My appointment was to work on dealing with my communication problems with my husband. There is a lot of tension between us because we see the world differently. Because I feel he won’t approve of what I feel needs to be done I prevent myself from doing it. Then I stay stuck and more anger errupts. No matter. What happened didn’t actually have to do with him at all.
While I was laying there and she was doing her energy work on me regarding my husband she was small chatting with me about what she was doing. Nothing important. What she said though made me think that I have very similar communication problems with a lady I work with as I do with my husband. My mind drifted into a story about something that had happened recently between her and I. I imagine my body must have been reacting to the memory. Just then she says, “I sense a female in your life that you are struggling with as well to communicate with? Perhaps someone involved with your Waldorf venture?”
Astonished I said “Yes, I was just thinking about her.” I wanted to ask her how she knew but I already know that. She was speaking with my guides. Now, I would normally be hesitant about all this stuff – guides and angels. I like to believe that I am open to a lot of stuff but I know I am a skeptic. But she can know things that there is no way of her knowing. Like this. We had been talking about my marriage and my passions. I did not bring up this. Not at all. I didn’t even feel it was all that important. It was something I was covering up. Not dealing with. This spiritual healer is for real.
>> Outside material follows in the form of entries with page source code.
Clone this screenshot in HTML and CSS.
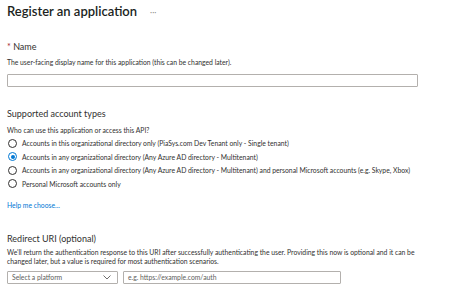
FILE: index.html
```html
<!DOCTYPE html>
<html lang="en">
<head>
  <meta charset="UTF-8">
  <title>Register an application</title>
  <link rel="stylesheet" href="styles.css">
</head>
<body>
  <div class="header">
    <h1>Register an application</h1>
    <span class="more">···</span>
  </div>

  <section class="name-section">
    <div class="field-label"><span class="req">*</span> Name</div>
    <p class="hint">The user-facing display name for this application (this can be changed later).</p>
    <div class="text-input wide"></div>
  </section>

  <section class="accounts">
    <h2>Supported account types</h2>
    <p class="hint">Who can use this application or access this API?</p>
    <div class="radio-list">
      <label class="radio"><span class="circle"></span>Accounts in this organizational directory only (PiaSys.com Dev Tenant only - Single tenant)</label>
      <label class="radio"><span class="circle checked"></span>Accounts in any organizational directory (Any Azure AD directory - Multitenant)</label>
      <label class="radio"><span class="circle"></span>Accounts in any organizational directory (Any Azure AD directory - Multitenant) and personal Microsoft accounts (e.g. Skype, Xbox)</label>
      <label class="radio"><span class="circle"></span>Personal Microsoft accounts only</label>
    </div>
    <a class="help" href="#">Help me choose...</a>
  </section>

  <section class="redirect">
    <h2>Redirect URI (optional)</h2>
    <p class="hint para">We'll return the authentication response to this URI after successfully authenticating the user. Providing this now is optional and it can be changed later, but a value is required for most authentication scenarios.</p>
    <div class="uri-row">
      <div class="select">
        <span>Select a platform</span>
        <svg width="8" height="5" viewBox="0 0 8 5"><path d="M0.5 0.5 L4 4 L7.5 0.5" fill="none" stroke="#605e5c" stroke-width="0.9"/></svg>
      </div>
      <div class="text-input uri"><span class="placeholder">e.g. https://example.com/auth</span></div>
    </div>
  </section>
</body>
</html>
```

FILE: styles.css
```css
body {
  margin: 0;
  padding: 0 7px;
  font-family: Lato, "Noto Sans", sans-serif;
  color: #323130;
  background: #fff;
}

.header {
  display: flex;
  align-items: center;
  gap: 13px;
  height: 22px;
}

h1 {
  margin: 0;
  font-size: 13px;
  font-weight: 600;
  color: #201f1e;
}

.more {
  font-size: 8px;
  color: #8a8886;
  padding-top: 2px;
}

.name-section {
  margin-top: 19px;
}

.field-label {
  font-size: 9px;
  line-height: 11px;
}

.req {
  color: #a4262c;
}

.hint {
  margin: 0;
  font-size: 6.8px;
  line-height: 10px;
  color: #323130;
}

.name-section .hint {
  margin-top: 5px;
}

.text-input {
  box-sizing: border-box;
  height: 13px;
  border: 1px solid #b3b0ad;
  border-radius: 1px;
  background: #fff;
}

.wide {
  width: 411px;
  margin-top: 7px;
}

h2 {
  margin: 0;
  font-size: 9px;
  font-weight: 400;
  line-height: 11px;
}

.accounts {
  margin-top: 21px;
}

.accounts .hint {
  margin-top: 6px;
}

.radio-list {
  display: flex;
  flex-direction: column;
  gap: 3.5px;
  margin-top: 3px;
}

.radio {
  display: flex;
  align-items: center;
  gap: 5px;
  font-size: 6.8px;
  line-height: 10px;
}

.circle {
  box-sizing: border-box;
  width: 9px;
  height: 9px;
  border: 1px solid #323130;
  border-radius: 50%;
  margin-left: 1px;
  display: flex;
  align-items: center;
  justify-content: center;
}

.circle.checked {
  border-color: #0078d4;
}

.circle.checked::after {
  content: "";
  width: 4px;
  height: 4px;
  border-radius: 50%;
  background: #0078d4;
}

.help {
  display: block;
  margin-top: 11px;
  font-size: 6.8px;
  line-height: 10px;
  color: #0078d4;
  text-decoration: none;
}

.redirect {
  margin-top: 23px;
}

.para {
  margin-top: 4px;
  max-width: 412px;
  line-height: 9.5px;
}

.uri-row {
  display: flex;
  gap: 5px;
  margin-top: 4px;
}

.select {
  box-sizing: border-box;
  width: 111px;
  height: 13px;
  border: 1px solid #b3b0ad;
  border-radius: 1px;
  display: flex;
  align-items: center;
  justify-content: space-between;
  padding: 0 6px 0 4px;
  font-size: 6.8px;
  color: #605e5c;
}

.uri {
  width: 218px;
  display: flex;
  align-items: center;
  padding-left: 4px;
}

.placeholder {
  font-size: 6.8px;
  color: #605e5c;
}
```
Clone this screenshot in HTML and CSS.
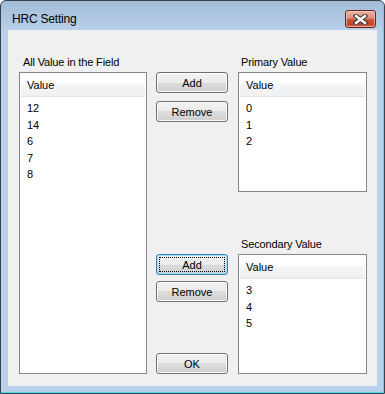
FILE: index.html
```html
<!DOCTYPE html>
<html lang="en">
<head>
    <meta charset="UTF-8">
    <meta name="viewport" content="width=device-width, initial-scale=1.0">
    <title>HRC Setting</title>
    <link rel="stylesheet" href="styles.css">
</head>
<body>

<div class="window">
    <div class="titlebar">
        <span class="title">HRC Setting</span>
        <button class="close" title="Close">
            <svg width="15" height="11" viewBox="0 0 15 11">
                <path d="M3 2 L12 9 M12 2 L3 9" stroke="#3b3b3b" stroke-width="4.6" stroke-linecap="square" fill="none"/>
                <path d="M3 2 L12 9 M12 2 L3 9" stroke="#ffffff" stroke-width="2.4" stroke-linecap="square" fill="none"/>
            </svg>
        </button>
    </div>

    <div class="client">
        <div class="col col-left">
            <div class="label label-left">All Value in the Field</div>
            <div class="listview lv-tall">
                <div class="lv-header">Value</div>
                <ul class="lv-items">
                    <li>12</li>
                    <li>14</li>
                    <li>6</li>
                    <li>7</li>
                    <li>8</li>
                </ul>
            </div>
        </div>

        <div class="col col-mid">
            <button class="btn btn-add1">Add</button>
            <button class="btn btn-remove1">Remove</button>
            <button class="btn btn-add2 focused">Add</button>
            <button class="btn btn-remove2">Remove</button>
            <button class="btn btn-ok">OK</button>
        </div>

        <div class="col col-right">
            <div class="label">Primary Value</div>
            <div class="listview lv-short">
                <div class="lv-header">Value</div>
                <ul class="lv-items">
                    <li>0</li>
                    <li>1</li>
                    <li>2</li>
                </ul>
            </div>

            <div class="label label-secondary">Secondary Value</div>
            <div class="listview lv-short">
                <div class="lv-header">Value</div>
                <ul class="lv-items">
                    <li>3</li>
                    <li>4</li>
                    <li>5</li>
                </ul>
            </div>
        </div>
    </div>
</div>

</body>
</html>
```

FILE: styles.css
```css
body { margin: 0; background: #ffffff; font-family: "Liberation Sans", Arial, sans-serif; }

/* window frame */
.window { width: 385px; height: 394px; box-sizing: border-box; border: 1px solid #38424e; border-radius: 6px 6px 0 0;
    background: linear-gradient(#a2bbd7 0px, #b9d1ea 30px, #b9d1ea 100%); box-shadow: inset -1px -1px 0 #5cd4e8;
    display: flex; flex-direction: column; }
.titlebar { height: 29px; box-sizing: border-box; padding: 9px 8px 0 11px; display: flex; align-items: flex-start; justify-content: space-between; }
.title { font-size: 12px; line-height: 18px; letter-spacing: -0.2px; color: #000; }
.close { width: 31px; height: 18px; padding: 0; border: 1px solid #6e2216; border-radius: 3px; display: flex; align-items: center; justify-content: center;
    background: linear-gradient(#eab2a5 0%, #dc8d7c 45%, #c7503a 55%, #c4452f 85%, #d86a4f 100%); box-shadow: inset 0 0 0 1px rgba(255,220,210,0.55); }

.client { height: 356px; margin: 0 7px; background: #f0f0f0; box-sizing: border-box; padding: 26px 0 0 11px; display: flex; align-items: flex-start; }
.col { display: flex; flex-direction: column; }
.col-left { width: 128px; }
.col-mid { width: 72px; margin-left: 9px; padding-top: 16px; }
.col-right { width: 129px; margin-left: 10px; }

.label { font-size: 11px; line-height: 13px; letter-spacing: -0.15px; color: #000; margin-bottom: 3px; padding-left: 3px; }
.label-left { padding-left: 4px; }
.label-secondary { margin-top: 46px; }

/* list views */
.listview { border: 1px solid #828790; background: #ffffff; box-sizing: border-box; }
.lv-tall { height: 302px; }
.lv-short { height: 120px; }
.lv-header { height: 24px; box-sizing: border-box; margin: 0 1px 0 1px; padding: 1px 0 0 6px; line-height: 22px; font-size: 11px;
    background: linear-gradient(#ffffff 0%, #ffffff 40%, #f3f4f6 55%, #eef0f2 100%); border-bottom: 1px solid #e3e5e8; }
.lv-items { list-style: none; margin: 0; padding: 3px 0 0 7px; font-size: 11px; line-height: 16.5px; }

/* push buttons */
.btn { width: 72px; height: 21px; padding: 0; font-family: "Liberation Sans", Arial, sans-serif; font-size: 11px; color: #000;
    border: 1px solid #707070; border-radius: 3px; position: relative;
    background: linear-gradient(#f2f2f2 0%, #ebebeb 50%, #dddddd 50%, #cfcfcf 100%); box-shadow: inset 0 0 0 1px #fbfbfb; }
.btn-remove1 { margin-top: 8px; }
.btn-add2 { margin-top: 132px; }
.btn-remove2 { margin-top: 6px; }
.btn-ok { margin-top: 51px; }
.focused { border-color: #3c7fb1; box-shadow: inset 0 0 0 1px #9fdcf7; }
.focused::after { content: ""; position: absolute; left: 2px; top: 2px; right: 2px; bottom: 2px; border: 1px dotted #000; }
```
She does some work on the energy but now that she has brought it up I am thinking about it. Dwelling on it. A few days later at work we have a meeting and this lady and I are divided on an issue. This division leads me to feeling doubt and anxiousness. She has a dominant personality and I am frustrated that I have to struggle with her. Not that it is a struggle exactly. Not between her and I as much as it is between two forces within me when I am around her. One that wants to cower and another that wants to stand strong.
This tension in me has been there for a month until finally I decide to write about it. Well not exactly about it. I wrote something else that will be the next blog post. This one snuck up on me just now while I was editing the other one. Has that ever happened to you?
As soon as I wrote in my journal as if I was writing to you, whoever you are, it all let go. Well, almost. First I had to get physically ill. The tension built up in me so much that my nerves and digest system could not handle it. Now, a release. We were together yesterday and things seem more normal. I feel stronger. Better. But when I think back to how much I thought about her I know I created something that didn’t need to be created. The story became so real and dramatic that I made myself ill.
My will is stronger now for this whole process. What was the process… that is my next blog post. I will get back to editing it. :)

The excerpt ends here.